Clare Townsend, a careers coach for 3D Coaching Ltd, shares her experience
As the A level results date approaches, it is natural that some people will feel excitement, others apprehension and, a few, real anxiety. This is entirely normal and unsurprising when so much hard work and energy has gone into these final assessments. But what happens when things don’t work out and you need to find an alternative to plan A?
Figuring out what you want
In my experience as a careers adviser, many students approach this by exploring frantically all the available options, before doing the important task of thinking about what is really wanted and needed in this next step. Identifying this, ideally with the support of those close to you, makes reaching a decision less daunting. And it may reveal new options not yet considered. I have seen students in the post results period who, by thinking afresh, have taken totally different, yet well-chosen paths.
Test-driving the options
If the university route is still the one for you but you are concerned you may need to go through clearing, here are some tips:
- take a look at the UCAS video
- there is also trusted information on the process at Which University
- your school or college will have people around who really understand the process and can help, so seek them out
- when calling universities, stay calm and have the course details to hand, along with a copy of your original application and personal statement
- most universities have clearing open days to help with the decision-making process
- many offer Foundation years, meaning you might still be able go to the university you chose, but will spend an extra year consolidating your learning before starting undergraduate life
If you are now considering heading into an apprenticeship or straight to work:
- take some advice from a careers professional. You can speak to a careers adviser through the National Careers Service via phone or webchat
- search for apprenticeships. UCAS also has a useful search facility
If you would like to boost your qualifications and skills:
- speak with your local FE College about the options available
- taking a year out can be a good choice if you want longer to consider your options and boost your skills
- use the time well and consider gaining some work experience
As a final thought, I have heard many people tell me that an unplanned – and perhaps unwelcome - change in direction in their career ultimately brought them to a place that actually suited them better. The plan B actually turned out to be the plan A*.
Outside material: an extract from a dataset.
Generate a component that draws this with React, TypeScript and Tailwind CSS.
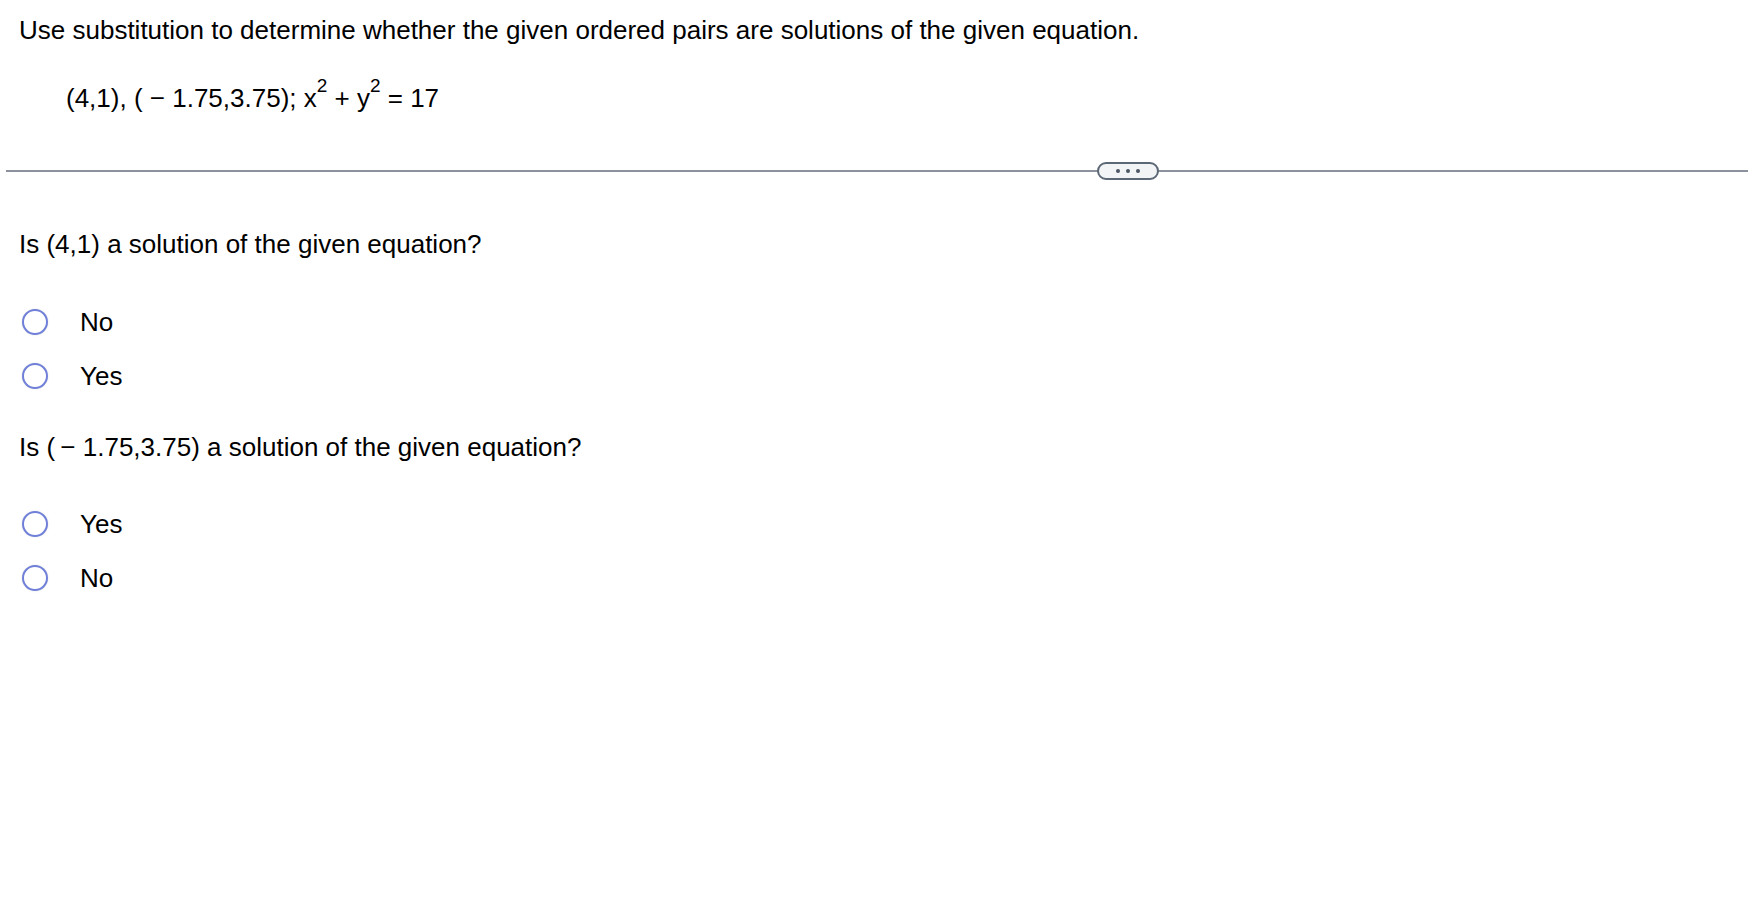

Navigating clearing in six easy steps
Eleanor Fox, Careers Officer at Bedford Girls’ School, gives her advice
Results day arrives and you haven't done as well as you hoped. The first thing to remember is Do Not Panic. You will know you are in Clearing if UCAS Track says 'You are in Clearing' or 'Clearing has started'. If it doesn't, then Track might just be waiting for your results to update. Get in touch with your preferred university, as they may still offer you a place. If not, here are some helpful steps you could follow:
- Take a look at other universities in your original five and see what they have to offer. You liked them enough to choose them first time round, so it makes sense to revisit them now
- Use the UCAS search tool and remember that things change rapidly, so keep refreshing to see all the opportunities
- Remember to be flexible. Look at similar courses, joint honours and foundation degree options as well as your original degree course choice
- Once you’ve found a course you like with availability, call the university direct. Make sure you have your Clearing number (get this from Track), your personal ID (so they can view your application) and re-read your personal statement to remind yourself just how good you are!
- Speak to as many universities as you like before deciding which offer to accept. If possible, visit first - or take a virtual tour instead
- Once you’ve made your choice, add it into Track. This means you are definitely accepting the offer and it will show up as an acceptance on your Choices page
Of course, you might alternatively decide that you want to take a break and reapply next year with your results in hand, or that you would like to re-take a subject. If so, then a gap year is a great idea. Getting some life experience will enhance any future application and give you the chance to stop and reflect before jumping in to the next stage of your life.